Un destino che si è compiuto a poco meno di vent’anni, in modo così repentino e per ora ancora avvolto da numerose zone di buio. Un destino che aveva bussato alla porta di Solomon bambino, aggredito da un tumore combattuto da ben diciotto operazioni e dalla chemio. Il piccolo Solomon l’aveva debellato, guadagnandosi l’affetto di tutti coloro che aveva incontrato nella sua breve vita. Non solo: aveva studiato, era diventato un atleta di football; gli amici ne ricordano l’intelligenza pronta, grazie alla quale era venuto in Italia per i corsi estivi presso la John Cabot University a Trastevere. E qui, a Roma, nelle acque del Tevere, il suo destino si compie tragicamente.
La dinamica dei fatti ad oggi non è chiara. Ci sono degli elementi che non sono ancora stati composti: il furto delle carte di credito, una rissa, l’incontro con un romano senza fissa dimora, una ferita alla testa e poi l’acqua del fiume.
Tutto ciò, proprio per la sua indeterminatezza, spinge a pensare un po’ di più alla stranezza della vita. A che vale, senza ammettere l’esistenza di un senso, aver vinto un nemico così insidioso come il tumore, avere tanti amici e una prospettiva brillante davanti a sé, se poi la vita deve finire così, lontani da casa, di notte, nella solitudine minacciosa di un fiume ignoto?
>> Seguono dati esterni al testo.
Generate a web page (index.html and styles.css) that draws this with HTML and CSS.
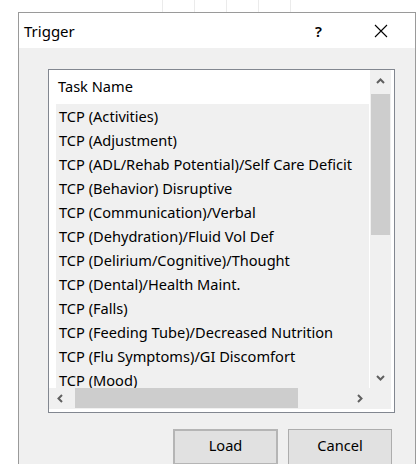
FILE: index.html
```html
<!DOCTYPE html>
<html lang="en">
<head>
<meta charset="utf-8">
<title>Trigger</title>
<link rel="stylesheet" href="styles.css">
</head>
<body>
<div class="backdrop">
  <div class="dialog">
    <div class="titlebar">
      <span class="title">Trigger</span>
      <span class="help">?</span>
      <span class="close">
        <svg width="14" height="14" viewBox="0 0 14 14"><path d="M1 1L13 13M13 1L1 13" stroke="#000" stroke-width="1.1" fill="none"/></svg>
      </span>
    </div>
    <div class="client">
      <div class="listbox">
        <div class="list-main">
          <div class="list-header">Task Name</div>
          <div class="rows">
            <div class="row">TCP (Activities)</div>
            <div class="row">TCP (Adjustment)</div>
            <div class="row">TCP (ADL/Rehab Potential)/Self Care Deficit</div>
            <div class="row">TCP (Behavior) Disruptive</div>
            <div class="row">TCP (Communication)/Verbal</div>
            <div class="row">TCP (Dehydration)/Fluid Vol Def</div>
            <div class="row">TCP (Delirium/Cognitive)/Thought</div>
            <div class="row">TCP (Dental)/Health Maint.</div>
            <div class="row">TCP (Falls)</div>
            <div class="row">TCP (Feeding Tube)/Decreased Nutrition</div>
            <div class="row">TCP (Flu Symptoms)/GI Discomfort</div>
            <div class="row">TCP (Mood)</div>
          </div>
        </div>
        <div class="vscroll">
          <div class="sb-btn">
            <svg width="9" height="6" viewBox="0 0 9 6"><path d="M1 5L4.5 1.5L8 5" stroke="#606060" stroke-width="2" fill="none"/></svg>
          </div>
          <div class="vtrack"><div class="vthumb"></div></div>
          <div class="sb-btn">
            <svg width="9" height="6" viewBox="0 0 9 6"><path d="M1 1L4.5 4.5L8 1" stroke="#606060" stroke-width="2" fill="none"/></svg>
          </div>
        </div>
        <div class="hscroll">
          <div class="sb-btn">
            <svg width="6" height="9" viewBox="0 0 6 9"><path d="M5 1L1.5 4.5L5 8" stroke="#606060" stroke-width="2" fill="none"/></svg>
          </div>
          <div class="htrack"><div class="hthumb"></div></div>
          <div class="sb-btn">
            <svg width="6" height="9" viewBox="0 0 6 9"><path d="M1 1L4.5 4.5L1 8" stroke="#606060" stroke-width="2" fill="none"/></svg>
          </div>
        </div>
        <div class="corner"></div>
      </div>
      <div class="buttons">
        <button class="btn default">Load</button>
        <button class="btn">Cancel</button>
      </div>
    </div>
  </div>
</div>
</body>
</html>
```

FILE: styles.css
```css
html, body {
  margin: 0;
  padding: 0;
  background: #fff;
  overflow: hidden;
}

/* faint grid lines of the window underneath, seen above the dialog */
.backdrop {
  width: 419px;
  height: 464px;
  padding: 12px 0 0 18px;
  box-sizing: border-box;
  font-family: "Noto Sans", "Open Sans", sans-serif;
  color: #000;
  background:
    repeating-linear-gradient(to right, transparent 0 31px, #ebebeb 31px 32px) 131px 0 / 190px 12px no-repeat,
    #fff;
}

.dialog {
  width: 398px;
  height: 470px;
  box-sizing: border-box;
  border: 1px solid #9a9a9a;
  border-bottom: none;
  display: flex;
  flex-direction: column;
}

.titlebar {
  height: 35px;
  flex: none;
  background: #fff;
  display: flex;
  align-items: center;
  padding-left: 5px;
}

.title {
  font-size: 15px;
  flex: 1;
}

.help {
  font-size: 15px;
  font-weight: 600;
  width: 14px;
  margin-right: 45px;
}

.close {
  display: flex;
  width: 14px;
  margin-right: 27px;
}

.client {
  flex: 1;
  background: #f0f0f0;
  padding: 21px 0 0 29px;
}

.listbox {
  width: 347px;
  height: 344px;
  box-sizing: border-box;
  border: 1px solid #828790;
  background: #fff;
  padding: 0 2px 3px 0;
  display: grid;
  grid-template-columns: 321px 21px;
  grid-template-rows: 318px 21px;
}

.list-main {
  overflow: hidden;
  display: flex;
  flex-direction: column;
  padding-right: 1px;
}

.list-header {
  height: 34px;
  flex: none;
  font-size: 14.6px;
  line-height: 33px;
  padding-left: 9px;
  background: #fff;
}

.rows {
  margin-left: 7px;
  background: #f0f0f0;
  flex: 1;
  overflow: hidden;
}

.row {
  height: 24px;
  line-height: 24px;
  font-size: 14.6px;
  padding-left: 3px;
  white-space: nowrap;
}

.vscroll {
  background: #f0f0f0;
  display: flex;
  flex-direction: column;
}

.sb-btn {
  width: 21px;
  height: 21px;
  flex: none;
  display: flex;
  align-items: center;
  justify-content: center;
  background: #f0f0f0;
}

.vtrack {
  flex: 1;
  padding: 3px 1px;
}

.vthumb {
  height: 141px;
  background: #cdcdcd;
}

.hscroll {
  background: #f0f0f0;
  display: flex;
}

.htrack {
  flex: 1;
  padding: 0 2px 0 5px;
  display: flex;
}

.hthumb {
  width: 223px;
  height: 20px;
  background: #cdcdcd;
}

.corner {
  background: #f0f0f0;
}

.buttons {
  display: flex;
  gap: 10px;
  margin: 16px 0 0 125px;
}

.btn {
  font-family: inherit;
  font-size: 14.6px;
  color: #000;
  background: #e1e1e1;
  border: 1px solid #adadad;
  height: 36px;
  width: 104px;
  padding: 0 0 4px;
  margin: 0;
  box-sizing: border-box;
}

.btn.default {
  width: 105px;
  border: 2px solid #b5b5b5;
}
```
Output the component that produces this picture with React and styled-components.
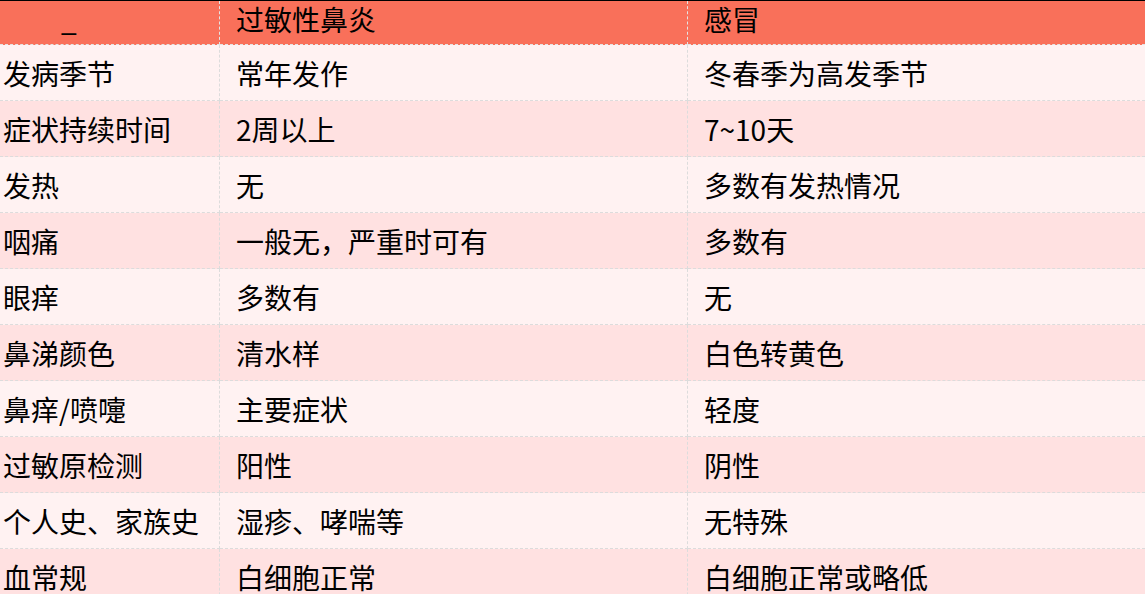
import styled, { createGlobalStyle } from 'styled-components';

const GlobalStyle = createGlobalStyle`
  html, body {
    margin: 0;
    padding: 0;
    background: #fff;
    overflow: hidden;
  }
`

const rows = [
    ['发病季节', '常年发作', '冬春季为高发季节'],
    ['症状持续时间', '2周以上', '7~10天'],
    ['发热', '无', '多数有发热情况'],
    ['咽痛', '一般无，严重时可有', '多数有'],
    ['眼痒', '多数有', '无'],
    ['鼻涕颜色', '清水样', '白色转黄色'],
    ['鼻痒/喷嚏', '主要症状', '轻度'],
    ['过敏原检测', '阳性', '阴性'],
    ['个人史、家族史', '湿疹、哮喘等', '无特殊'],
    ['血常规', '白细胞正常', '白细胞正常或略低'],
]

function App() {
    return (
        <>
            <GlobalStyle />
            <Table>
                <HeadCell $first>_</HeadCell>
                <HeadCell>过敏性鼻炎</HeadCell>
                <HeadCell $last>感冒</HeadCell>
                {rows.map((row, i) =>
                    row.map((text, j) => (
                        <Cell key={i + '-' + j} $shade={i % 2 === 1} $first={j === 0} $last={j === 2}>
                            {text}
                        </Cell>
                    ))
                )}
            </Table>
        </>
    )
}

export default App

const Table = styled.div`
    display: grid;
    grid-template-columns: 220px 468px 1fr;
    grid-auto-rows: 56px;
    grid-template-rows: 44px;
    border-top: 1px solid #000;
    font-family: "Noto Sans CJK SC", "Microsoft YaHei", sans-serif;
    font-size: 28px;
    color: #000;
`

const HeadCell = styled.div`
    box-sizing: border-box;
    display: flex;
    align-items: flex-start;
    line-height: 36px;
    padding-left: ${p => (p.$first ? '61px' : '16px')};
    background: #f9705a;
    border-bottom: 1px dashed #e4e4e4;
    border-right: ${p => (p.$last ? 'none' : '1px dashed #e4e4e4')};
    white-space: nowrap;
`

const Cell = styled.div`
    box-sizing: border-box;
    display: flex;
    align-items: center;
    padding-left: ${p => (p.$first ? '3px' : '16px')};
    background: ${p => (p.$shade ? '#ffe1e1' : '#fff2f2')};
    border-bottom: 1px dashed #dcdcdc;
    border-right: ${p => (p.$last ? 'none' : '1px dashed #dcdcdc')};
    white-space: nowrap;
`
Gli antichi romani avrebbero incolpato la sorte, con Catullo avrebbero maledetto le tenebre dell’Oltretomba che divorano ogni cosa bella, avrebbero pianto con Virgilio le lacrime delle cose, avrebbero reso onore con Seneca a una vita bene spesa.
Ma noi, tra Stati Uniti d’America e Italia, in una cultura che ha riconosciuto la bontà di Dio nei confronti di ogni sua creatura, possiamo dire, con dolore e con speranza, qualcosa di diverso? O dobbiamo ammettere di non saper andare oltre la tristezza dignitosa di quelle risposte?
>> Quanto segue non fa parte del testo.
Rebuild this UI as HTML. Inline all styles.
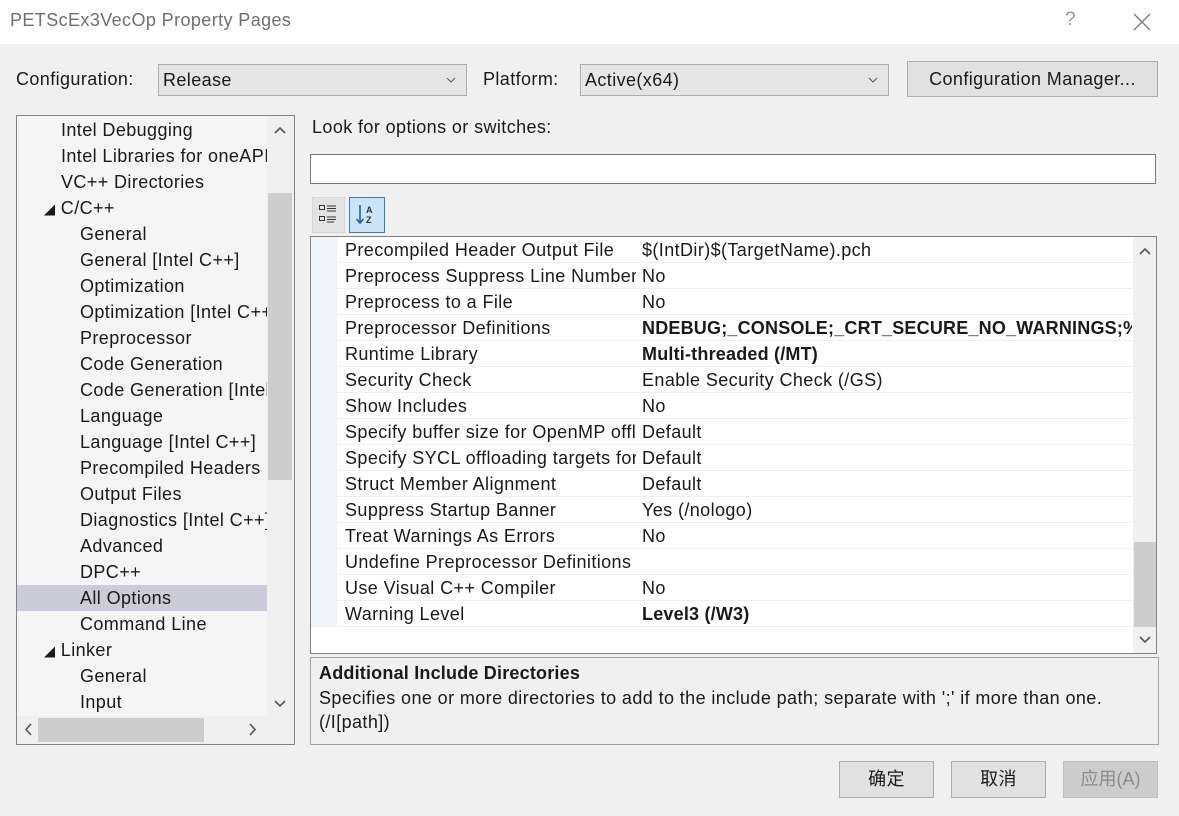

C’è qualcosa in questa vita stroncata proprio sul limitare del sogno della giovinezza, dopo che aveva vinto la sua battaglia contro un male infido, che invita non solo alla commozione di cui sono testimoni i tanti amici di Solomon, ma anche all’accettazione che “i giorni dell’uomo sono come l’erba che fiorisce al mattino e alla sera è falciata e dissecca”. La fragilità della creatura è riscattata da una potenza più grande e buona: “Le vostre ossa rifioriranno come erba fresca”, promette il profeta Ezechiele a un popolo giunto al confine della morte.
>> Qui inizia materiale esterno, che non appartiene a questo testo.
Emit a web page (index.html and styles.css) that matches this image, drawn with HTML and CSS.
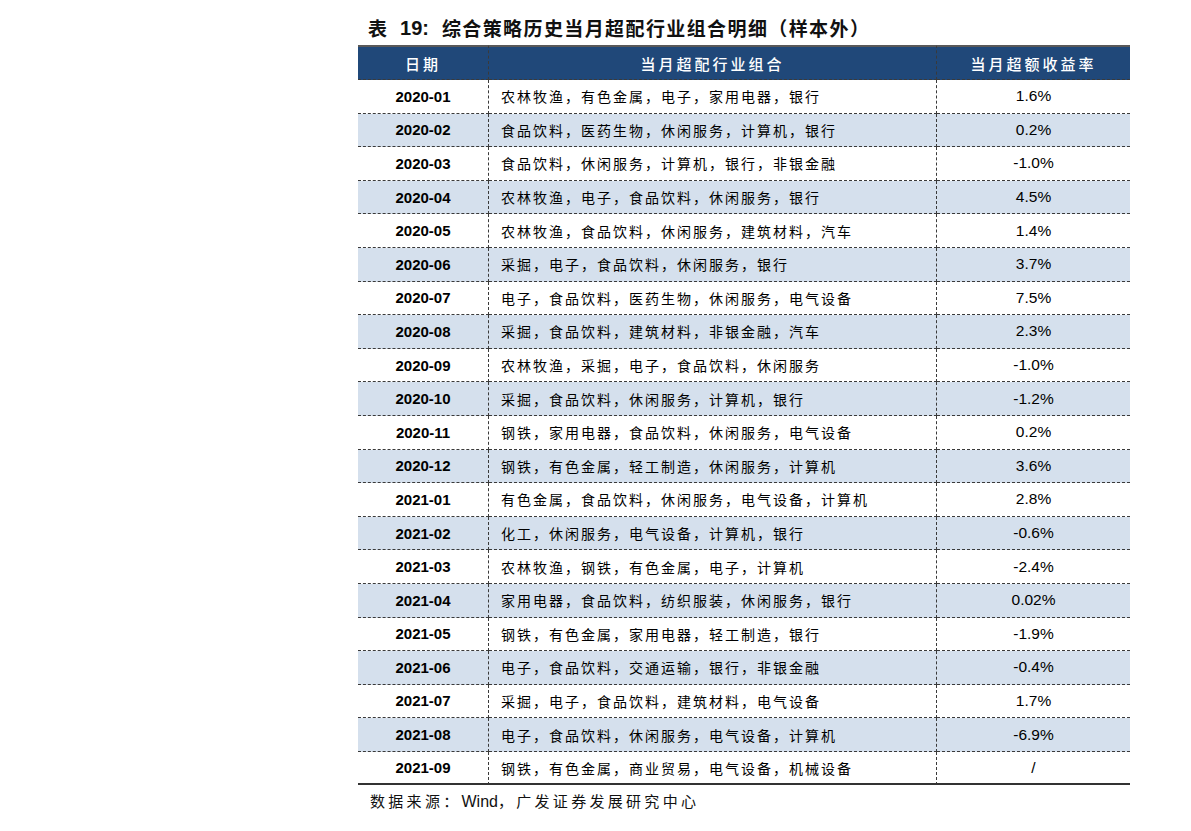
FILE: index.html
```html
<!DOCTYPE html>
<html lang="zh-CN">
<head>
<meta charset="utf-8">
<title>表 19</title>
<link rel="stylesheet" href="styles.css">
</head>
<body>
<div class="page">
  <div class="title"><span class="title-lead">表</span><span class="title-num">19:</span><span class="title-text">综合策略历史当月超配行业组合明细（样本外）</span></div>
  <table class="tbl">
    <thead>
      <tr>
        <th class="c-date">日期</th>
        <th class="c-combo">当月超配行业组合</th>
        <th class="c-ret">当月超额收益率</th>
      </tr>
    </thead>
    <tbody>
      <tr><td class="c-date">2020-01</td><td class="c-combo">农林牧渔，有色金属，电子，家用电器，银行</td><td class="c-ret">1.6%</td></tr>
      <tr><td class="c-date">2020-02</td><td class="c-combo">食品饮料，医药生物，休闲服务，计算机，银行</td><td class="c-ret">0.2%</td></tr>
      <tr><td class="c-date">2020-03</td><td class="c-combo">食品饮料，休闲服务，计算机，银行，非银金融</td><td class="c-ret">-1.0%</td></tr>
      <tr><td class="c-date">2020-04</td><td class="c-combo">农林牧渔，电子，食品饮料，休闲服务，银行</td><td class="c-ret">4.5%</td></tr>
      <tr><td class="c-date">2020-05</td><td class="c-combo">农林牧渔，食品饮料，休闲服务，建筑材料，汽车</td><td class="c-ret">1.4%</td></tr>
      <tr><td class="c-date">2020-06</td><td class="c-combo">采掘，电子，食品饮料，休闲服务，银行</td><td class="c-ret">3.7%</td></tr>
      <tr><td class="c-date">2020-07</td><td class="c-combo">电子，食品饮料，医药生物，休闲服务，电气设备</td><td class="c-ret">7.5%</td></tr>
      <tr><td class="c-date">2020-08</td><td class="c-combo">采掘，食品饮料，建筑材料，非银金融，汽车</td><td class="c-ret">2.3%</td></tr>
      <tr><td class="c-date">2020-09</td><td class="c-combo">农林牧渔，采掘，电子，食品饮料，休闲服务</td><td class="c-ret">-1.0%</td></tr>
      <tr><td class="c-date">2020-10</td><td class="c-combo">采掘，食品饮料，休闲服务，计算机，银行</td><td class="c-ret">-1.2%</td></tr>
      <tr><td class="c-date">2020-11</td><td class="c-combo">钢铁，家用电器，食品饮料，休闲服务，电气设备</td><td class="c-ret">0.2%</td></tr>
      <tr><td class="c-date">2020-12</td><td class="c-combo">钢铁，有色金属，轻工制造，休闲服务，计算机</td><td class="c-ret">3.6%</td></tr>
      <tr><td class="c-date">2021-01</td><td class="c-combo">有色金属，食品饮料，休闲服务，电气设备，计算机</td><td class="c-ret">2.8%</td></tr>
      <tr><td class="c-date">2021-02</td><td class="c-combo">化工，休闲服务，电气设备，计算机，银行</td><td class="c-ret">-0.6%</td></tr>
      <tr><td class="c-date">2021-03</td><td class="c-combo">农林牧渔，钢铁，有色金属，电子，计算机</td><td class="c-ret">-2.4%</td></tr>
      <tr><td class="c-date">2021-04</td><td class="c-combo">家用电器，食品饮料，纺织服装，休闲服务，银行</td><td class="c-ret">0.02%</td></tr>
      <tr><td class="c-date">2021-05</td><td class="c-combo">钢铁，有色金属，家用电器，轻工制造，银行</td><td class="c-ret">-1.9%</td></tr>
      <tr><td class="c-date">2021-06</td><td class="c-combo">电子，食品饮料，交通运输，银行，非银金融</td><td class="c-ret">-0.4%</td></tr>
      <tr><td class="c-date">2021-07</td><td class="c-combo">采掘，电子，食品饮料，建筑材料，电气设备</td><td class="c-ret">1.7%</td></tr>
      <tr><td class="c-date">2021-08</td><td class="c-combo">电子，食品饮料，休闲服务，电气设备，计算机</td><td class="c-ret">-6.9%</td></tr>
      <tr><td class="c-date">2021-09</td><td class="c-combo">钢铁，有色金属，商业贸易，电气设备，机械设备</td><td class="c-ret">/</td></tr>
    </tbody>
  </table>
  <div class="source">数据来源：<span class="latin">Wind</span>，广发证券发展研究中心</div>
</div>
</body>
</html>
```

FILE: styles.css
```css
html, body {
  margin: 0;
  padding: 0;
  background: #ffffff;
}

.page {
  padding: 15px 0 0 358px;
  width: 770px;
  font-family: "Noto Sans CJK SC", "Liberation Sans", sans-serif;
  color: #000;
}

.title {
  display: flex;
  align-items: center;
  height: 26px;
  line-height: 26px;
  margin: 0 0 4px 10px;
  font-size: 19px;
  font-weight: 700;
  white-space: nowrap;
  color: #111;
}

.title-lead {
  margin-right: 13px;
}

.title-num {
  font-family: "Liberation Sans", "Noto Sans CJK SC", sans-serif;
  font-weight: 700;
  font-size: 20px;
  margin-right: 13px;
}

.title-text {
  letter-spacing: 1.4px;
}

.tbl {
  width: 770px;
  border-collapse: separate;
  border-spacing: 0;
  table-layout: fixed;
}

.tbl th.c-date, .tbl td.c-date { width: 130px; }
.tbl th.c-combo, .tbl td.c-combo { width: 447px; }
.tbl th.c-ret, .tbl td.c-ret { width: 193px; }

.tbl thead tr {
  height: 35px;
}

.tbl th {
  background: #204879;
  color: #ffffff;
  font-weight: 500;
  font-size: 15px;
  letter-spacing: 3px;
  text-align: center;
  padding: 0;
  border-top: 2px solid #595959;
  border-bottom: 1px dashed #3a3a3a;
  vertical-align: middle;
}

.tbl th.c-date,
.tbl th.c-combo {
  border-right: 1px dashed #3a3a3a;
}

.tbl tbody tr {
  height: 33.6px;
}

.tbl tbody tr:nth-child(even) td {
  background: #d5e0ed;
}

.tbl td {
  padding: 0;
  border-bottom: 1px dashed #3a3a3a;
  vertical-align: middle;
  white-space: nowrap;
}

.tbl tbody tr:last-child td {
  border-bottom: 2px solid #333333;
}

.tbl td.c-date {
  border-right: 1px dashed #3a3a3a;
  text-align: center;
  font-family: "Liberation Sans", sans-serif;
  font-weight: 700;
  font-size: 15px;
}

.tbl td.c-combo {
  border-right: 1px dashed #3a3a3a;
  padding-left: 12px;
  font-size: 14px;
  letter-spacing: 2px;
}

.tbl td.c-ret {
  text-align: center;
  font-family: "Liberation Sans", sans-serif;
  font-size: 15.5px;
}

.source {
  margin: 4px 0 0 12px;
  line-height: 24px;
  font-size: 15px;
  letter-spacing: 3.3px;
  color: #111;
}

.source .latin {
  font-family: "Liberation Sans", sans-serif;
  letter-spacing: 0;
  font-size: 16px;
}
```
In giorni provati dalla violenza che ha spento la vita bella e sofferta di Solomon, ma anche da quella scatenata nella lontana Dacca da studenti suoi coetanei, ma con ben altri intenti, davanti al dolore di famiglie che piangono i loro cari, in Italia e all’Est come all’Ovest, possa scendere per tutti, testimoni, vittime e colpevoli, una parola di pace: “Nelle tue mani consegno il mio spirito”.